**TASK BRIEF**
Extract each line where the string "with" shows up.

'''

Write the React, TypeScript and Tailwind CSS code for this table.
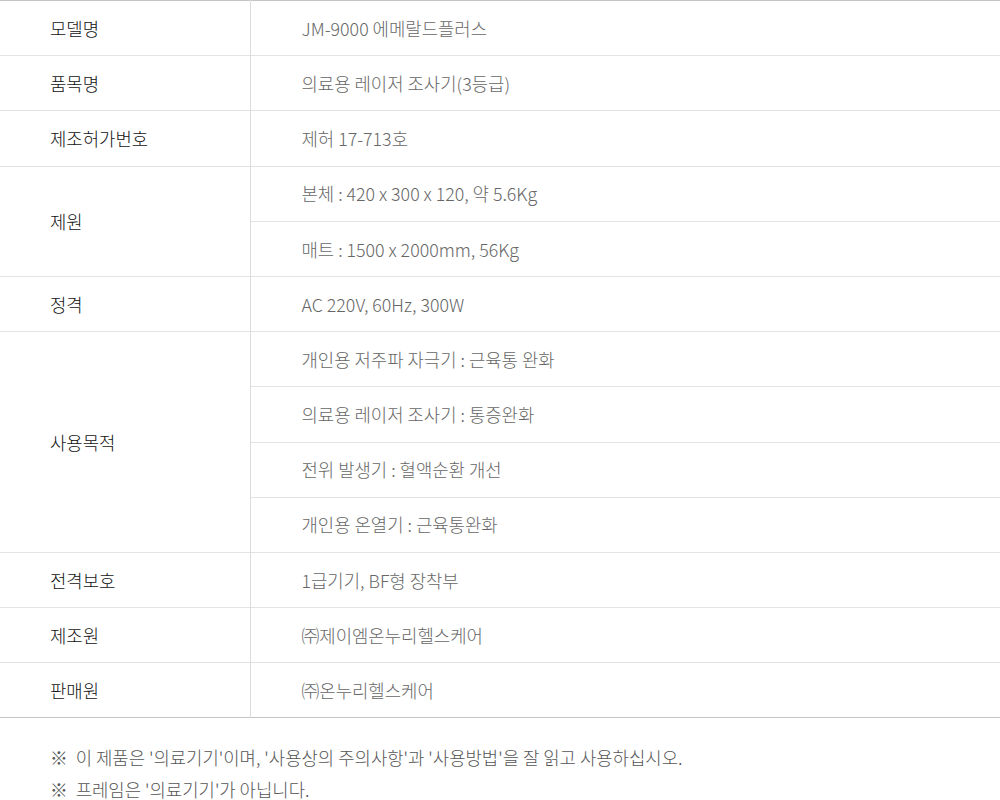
const rows: { label: string; values: string[] }[] = [
  { label: "모델명", values: ["JM-9000 에메랄드플러스"] },
  { label: "품목명", values: ["의료용 레이저 조사기(3등급)"] },
  { label: "제조허가번호", values: ["제허 17-713호"] },
  {
    label: "제원",
    values: ["본체 : 420 x 300 x 120, 약 5.6Kg", "매트 : 1500 x 2000mm, 56Kg"],
  },
  { label: "정격", values: ["AC 220V, 60Hz, 300W"] },
  {
    label: "사용목적",
    values: [
      "개인용 저주파 자극기 : 근육통 완화",
      "의료용 레이저 조사기 : 통증완화",
      "전위 발생기 : 혈액순환 개선",
      "개인용 온열기 : 근육통완화",
    ],
  },
  { label: "전격보호", values: ["1급기기, BF형 장착부"] },
  { label: "제조원", values: ["㈜제이엠온누리헬스케어"] },
  { label: "판매원", values: ["㈜온누리헬스케어"] },
];

export default function App() {
  return (
    <div
      className="w-[1000px] min-h-[800px] bg-white"
      style={{ fontFamily: '"Noto Sans CJK KR", "Noto Sans", sans-serif' }}
    >
      <table className="w-full border-collapse border-t border-b border-[#c4c4c4] text-[17.8px] font-light">
        <tbody>
          {rows.map((row) =>
            row.values.map((v, i) => (
              <tr key={row.label + i} className="border-t border-[#e3e3e3] first:border-t-0">
                {i === 0 && (
                  <td
                    rowSpan={row.values.length}
                    className="w-[250px] pl-[50px] text-[#111] border-r border-[#dcdcdc] align-middle"
                  >
                    {row.label}
                  </td>
                )}
                <td className="h-[55.2px] pl-[51px] text-[#666] align-middle">{v}</td>
              </tr>
            ))
          )}
        </tbody>
      </table>
      <div className="pt-[23px] pl-[50px] text-[17.8px] font-light text-[#555] leading-[32px]">
        <p>※&nbsp; 이 제품은 '의료기기'이며, '사용상의 주의사항'과 '사용방법'을 잘 읽고 사용하십시오.</p>
        <p>※&nbsp; 프레임은 '의료기기'가 아닙니다.</p>
      </div>
    </div>
  );
}
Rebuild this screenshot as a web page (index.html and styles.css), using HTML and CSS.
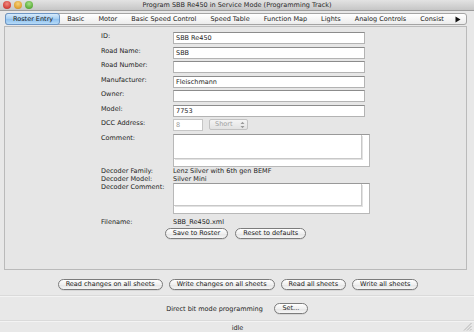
FILE: index.html
```html
<!DOCTYPE html>
<html>
<head>
<meta charset="utf-8">
<link rel="stylesheet" href="styles.css">
</head>
<body>
<div class="window">
  <div class="titlebar">
    <div class="lights">
      <span class="light red"></span>
      <span class="light yellow"></span>
      <span class="light green"></span>
    </div>
    <div class="title">Program SBB Re450 in Service Mode (Programming Track)</div>
  </div>
  <div class="tabwrap">
    <div class="tabs">
      <div class="tab sel">Roster Entry</div>
      <div class="tab">Basic</div>
      <div class="tab">Motor</div>
      <div class="tab">Basic Speed Control</div>
      <div class="tab">Speed Table</div>
      <div class="tab">Function Map</div>
      <div class="tab">Lights</div>
      <div class="tab">Analog Controls</div>
      <div class="tab">Consist</div>
      <div class="tab arrow"><svg width="6" height="7" viewBox="0 0 6 7"><path d="M0.5 0.5 L5.5 3.5 L0.5 6.5 Z" fill="#111"/></svg></div>
    </div>
  </div>
  <div class="panel">
    <div class="form">
      <div class="group">
        <div class="row"><div class="lbl">ID:</div><div class="field">SBB Re450</div></div>
        <div class="row"><div class="lbl">Road Name:</div><div class="field">SBB</div></div>
        <div class="row"><div class="lbl">Road Number:</div><div class="field"></div></div>
        <div class="row"><div class="lbl">Manufacturer:</div><div class="field">Fleischmann</div></div>
        <div class="row"><div class="lbl">Owner:</div><div class="field"></div></div>
        <div class="row"><div class="lbl">Model:</div><div class="field">7753</div></div>
        <div class="row">
          <div class="lbl">DCC Address:</div>
          <div class="dcc">
            <div class="field small dis">8</div>
            <div class="combo">Short<svg class="updown" width="5" height="8" viewBox="0 0 5 8"><path d="M0.5 3 L2.5 0.8 L4.5 3 Z M0.5 5 L2.5 7.2 L4.5 5 Z" fill="#9a9a9a"/></svg></div>
          </div>
        </div>
        <div class="row tall"><div class="lbl">Comment:</div><div class="scroll"><div class="area"></div></div></div>
      </div>
      <div class="group2">
        <div class="line"><div class="lbl">Decoder Family:</div><div class="val">Lenz Silver with 6th gen BEMF</div></div>
        <div class="line"><div class="lbl">Decoder Model:</div><div class="val">Silver Mini</div></div>
        <div class="row dcomment"><div class="lbl">Decoder Comment:</div><div class="scroll"><div class="area"></div></div></div>
        <div class="line fname"><div class="lbl">Filename:</div><div class="val">SBB_Re450.xml</div></div>
      </div>
    </div>
    <div class="btnrow">
      <button class="btn">Save to Roster</button>
      <button class="btn">Reset to defaults</button>
    </div>
  </div>
  <div class="actions">
    <button class="btn">Read changes on all sheets</button>
    <button class="btn">Write changes on all sheets</button>
    <button class="btn">Read all sheets</button>
    <button class="btn">Write all sheets</button>
  </div>
  <div class="sep"></div>
  <div class="direct">
    <span>Direct bit mode programming</span>
    <button class="btn set">Set...</button>
  </div>
  <div class="sep sep2"></div>
  <div class="status">
    <span>idle</span>
    <svg class="grip" width="9" height="9" viewBox="0 0 9 9"><path d="M8.5 1 L1 8.5 M8.5 4 L4 8.5 M8.5 7 L7 8.5" stroke="#a8a8a8" stroke-width="0.8"/></svg>
  </div>
</div>
</body>
</html>
```

FILE: styles.css
```css
* { box-sizing: border-box; }
html, body {
  margin: 0;
  padding: 0;
}
body {
  width: 474px;
  height: 332px;
  overflow: hidden;
  background: #e8e8e8;
  font-family: "DejaVu Sans", "Liberation Sans", sans-serif;
  font-size: 6.5px;
  color: #1c1c1c;
}
.window {
  width: 474px;
  height: 332px;
  display: flex;
  flex-direction: column;
  background: #e8e8e8;
}
.titlebar {
  height: 11px;
  flex: none;
  position: relative;
  background: linear-gradient(#e3e3e3, #c6c6c6);
  border-bottom: 1px solid #9d9d9d;
  display: flex;
  align-items: center;
  justify-content: center;
}
.lights {
  position: absolute;
  left: 3px;
  top: 1px;
  display: flex;
  gap: 3px;
}
.light {
  width: 8px;
  height: 8px;
  border-radius: 50%;
  display: block;
}
.red { background: radial-gradient(circle at 50% 35%, #f08a80, #d2413a 65%, #a8302b); }
.yellow { background: radial-gradient(circle at 50% 35%, #f6d27a, #e0a232 65%, #b07a20); }
.green { background: radial-gradient(circle at 50% 35%, #a6e08a, #5fb03d 65%, #3f8a2a); }
.title {
  font-size: 6.5px;
  color: #2a2a2a;
  line-height: 10px;
}
.tabwrap {
  flex: none;
  padding: 2px 7px 0 5px;
}
.tabs {
  height: 12px;
  display: flex;
  align-items: stretch;
  background: linear-gradient(#ffffff, #ececec);
  border: 1px solid #a4a4a4;
  border-radius: 3px;
}
.tab {
  padding: 0 7px;
  display: flex;
  align-items: center;
  line-height: 10px;
  white-space: nowrap;
  color: #1a1a1a;
}
.tab.sel {
  background: linear-gradient(#d6eafb, #a3cdf2 50%, #8ec0ee 51%, #b6dbf8);
  border: 1px solid #6c95c4;
  border-radius: 3px;
  margin: -1px 0 -1px -1px;
  padding: 0 6px 0 7px;
}
.tab.arrow {
  padding: 0 0 0 4px;
}
.panel {
  flex: none;
  margin: 1px 0 0 4px;
  width: 463px;
  height: 244px;
  border: 1px solid #bababa;
  background: #e6e6e6;
  padding: 5px 0 0 96px;
  display: flex;
  flex-direction: column;
}
.form {
  display: flex;
  flex-direction: column;
}
.group {
  display: flex;
  flex-direction: column;
  gap: 2.5px;
}
.row {
  display: flex;
  height: 12px;
}
.lbl {
  width: 72px;
  flex: none;
  line-height: 8px;
  white-space: nowrap;
}
.field {
  width: 192px;
  height: 12px;
  background: #fff;
  border: 1px solid #b3b3b3;
  border-top-color: #8c8c8c;
  padding: 0 2px;
  line-height: 10px;
  white-space: nowrap;
}
.dcc {
  display: flex;
  gap: 6px;
}
.field.small {
  width: 30px;
}
.field.dis {
  color: #9a9a9a;
  border-color: #c6c6c6;
}
.combo {
  width: 39px;
  height: 11px;
  border: 1px solid #c2c2c2;
  border-radius: 2px;
  background: linear-gradient(#f4f4f4, #e2e2e2);
  color: #a0a0a0;
  padding: 0 2px 0 5px;
  line-height: 9px;
  display: flex;
  align-items: center;
  justify-content: space-between;
}
.row.tall {
  height: 33px;
}
.scroll {
  width: 197px;
  height: 100%;
  background: #fff;
  border: 1px solid #b8b8b8;
  border-top-color: #999;
}
.area {
  width: 188px;
  height: calc(100% - 7px);
  border-right: 1px solid #c8c8c8;
  border-bottom: 1px solid #c8c8c8;
  box-shadow: 1px 1px 0 #e2e2e2;
}
.group2 {
  display: flex;
  flex-direction: column;
  margin-top: 0.5px;
}
.line {
  display: flex;
  height: 8px;
  line-height: 8px;
}
.val {
  white-space: nowrap;
}
.row.dcomment {
  height: 31px;
}
.line.fname {
  margin-top: 4px;
}
.btnrow {
  margin: 2px 0 0 -96px;
  display: flex;
  justify-content: center;
  gap: 7px;
}
.btn {
  font-family: "DejaVu Sans", "Liberation Sans", sans-serif;
  font-size: 6.5px;
  color: #1a1a1a;
  height: 11px;
  padding: 0 7px;
  margin: 0;
  border: 1px solid #7c7c7c;
  border-radius: 6px;
  background: linear-gradient(#ffffff, #f0f0f0 50%, #e4e4e4 51%, #f6f6f6);
  line-height: 9px;
  white-space: nowrap;
  box-shadow: 0 0.5px 0 rgba(0,0,0,0.15);
}
.btn.set {
  min-width: 34px;
}
.actions {
  flex: none;
  margin-top: 9px;
  display: flex;
  justify-content: center;
  gap: 6px;
  padding-left: 2px;
}
.sep {
  flex: none;
  height: 2px;
  margin-top: 5px;
  background: #dadada;
  border-bottom: 1px solid #f3f3f3;
}
.direct {
  flex: none;
  margin-top: 6px;
  display: flex;
  justify-content: center;
  align-items: center;
  gap: 11px;
  height: 11px;
}
.sep2 {
  margin-top: 6px;
}
.status {
  flex: 1;
  position: relative;
  display: flex;
  justify-content: center;
  align-items: center;
  padding: 2px 0 0 1px;
}
.grip {
  position: absolute;
  right: 2px;
  bottom: 1px;
}
```
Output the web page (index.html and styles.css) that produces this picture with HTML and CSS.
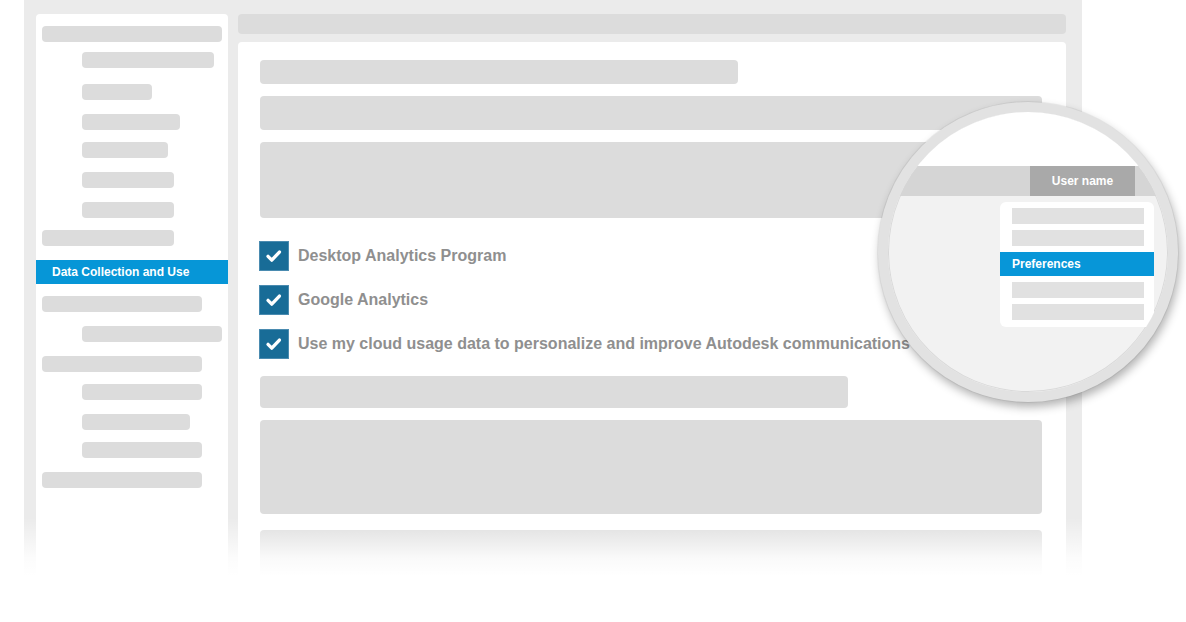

'''

**SOLVED PROBLEM**
        <div class="line"><div class="lbl">Decoder Family:</div><div class="val">Lenz Silver with 6th gen BEMF</div></div>
Output the web page (index.html and styles.css) that produces this picture with HTML and CSS.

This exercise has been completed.